The Tenth Amendment: A Rallying Point for Patriots

Throughout the rest of 2009, more and more states ran to the shelter of the Tenth Amendment and passed resolutions declaring the right to exempt themselves from intrusive (and expensive) federal legislation. And while many of the same naysayers who dismissed the tea parties have dismissed some of these resolutions because they weren’t binding, the sheer number of resolutions -- binding or not -- is hard to ignore.

Moreover, as Obama continues to push his leftist agenda on the nation, some states that initially proposed non-binding resolutions are now revisiting those in order to make them binding. These resolutions commonly carry the language of “state sovereignty” and clearly assert the prerogatives of the state over those of the federal government.

Some states, like Montana, have combined an appeal to the Tenth Amendment with a strict view of the Fourteenth to inform the federal government that firearms manufactured within a state, which are sold and remain within that state, cannot in any way be regulated by the federal government.

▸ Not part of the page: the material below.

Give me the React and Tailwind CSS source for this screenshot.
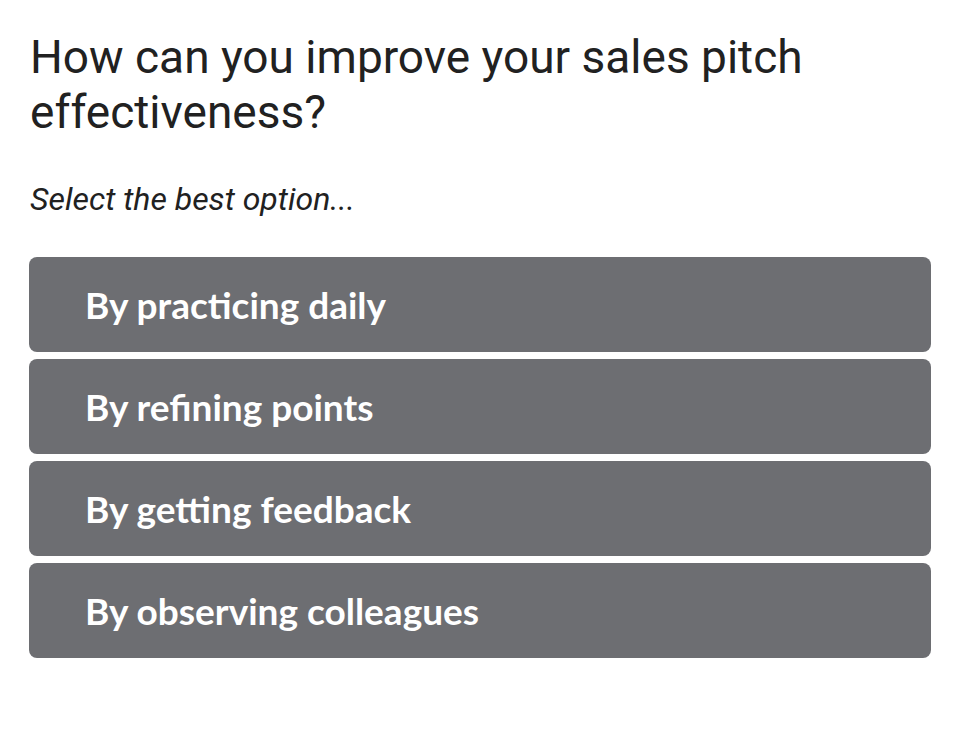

The preface to Montana’s resolution reads:

An Act Exempting From Federal Regulation Under The Commerce Clause Of The Constitution Of The United States A Firearm, A Firearm Accessory, Or Ammunition Manufactured And Retained In Montana.

While other states, like Tennessee, Utah, and South Dakota, have joined Montana in this endeavor, the state of Wyoming has taken the next step and explicitly outlawed the enforcement of certain federal gun control laws within their borders.

These are incredible resolutions by men and women who are free and who intend to remain that way.

The recent passage of health care reform has pushed Florida, Virginia, Idaho, Minnesota, and others to either refine their resolutions or pass new ones aimed directly at letting states opt out of the health care legislation. For example, days before the new health care legislation survived a vote in the House of Representatives, Idaho Governor C. L. Otter signed the Idaho Health Freedom Act: "Citizens of [that] state won't be subject to another federal mandate or turn over another part of their life to government control."

And so the cause of freedom marches on. Through appeals to the Tenth Amendment the federal government is being reminded that the powers not explicitly delegated to it “by the Constitution, nor prohibited by [the Constitution] to the States, are reserved to the States respectively, or to the people.”